Hubby and I really do understand.
He was in a plane crash in 1990, I have fibromyalgia. Really, we both understand.
Chronic pain is a reality, it is a problem we both live with and there are days when one of us will tell the other "I'm sorry, I just can't deal with you today."
No hurt feelings, no getting mad at each other, it just means you need to retreat with your laptop or a book for the day; and for heaven's sake, be sure you are taking all of your meds.
A lot of couples break up due to one partner having chronic pain and I could certainly understand if one just doesn't "get it", but in our case we are both in the same boat and we both understand.
As a nurse, I understood Hubby and his head injury, his arthritis due to injuries, and whatever other issues the head injuries brought.With head injuries, there can be a lot of issues people never even think about. Fortunately he also understood the injury related arthritis I was dealing with too.
When I hear someone has been in an accident and "only had a head injury" I shudder. Really, people have no idea and while I dearly dislike the current war going on, I am glad it is beginning to shed some light on head injuries.
We have now been married 13 years. In that time we have seen some friends part ways and heard "They aren't the same person I married."
Really? Do you remember the part about in sickness and health? Did you ever consider that after 5 years, 10 years, or 50 years none of us are the same person. With or without a head injury or the onset of chronic pain.
How do you know which one will be the one to develop health problems?
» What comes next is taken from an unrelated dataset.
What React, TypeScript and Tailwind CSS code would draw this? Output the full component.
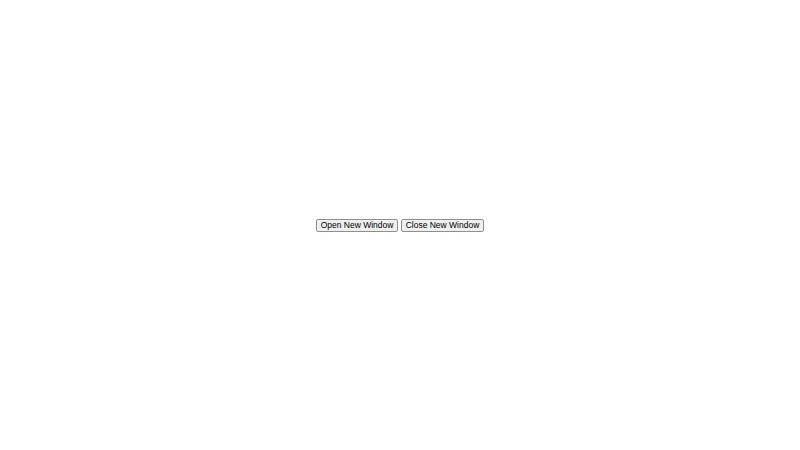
export default function App() {
  return (
    <div className="flex h-[450px] w-full items-center justify-center gap-[3px] bg-white pt-[1px] font-['Liberation_Sans',Arial,sans-serif]">
      <button className="h-[13.5px] rounded-[2px] border border-[#8f8f8f] bg-[#efefef] px-[3.6px] text-[8.5px] leading-[11px] text-black">
        Open New Window
      </button>
      <button className="h-[13.5px] rounded-[2px] border border-[#8f8f8f] bg-[#efefef] px-[3.6px] text-[8.5px] leading-[11px] text-black">
        Close New Window
      </button>
    </div>
  );
}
Did it ever cross your mind it might end up being you?
In 2003 Hubby and I had to make tremendous changes when I had to quit working. He even learned to make coffee so he could bring me a cup of coffee every morning. We had some rough times financially but the fact I had changed never made a difference. We rolled with the punches, made the changes and forged forward.
We will be the first to admit we have had big changes, we will tell you we have both changed over the years, we have weathered the changes and grown together.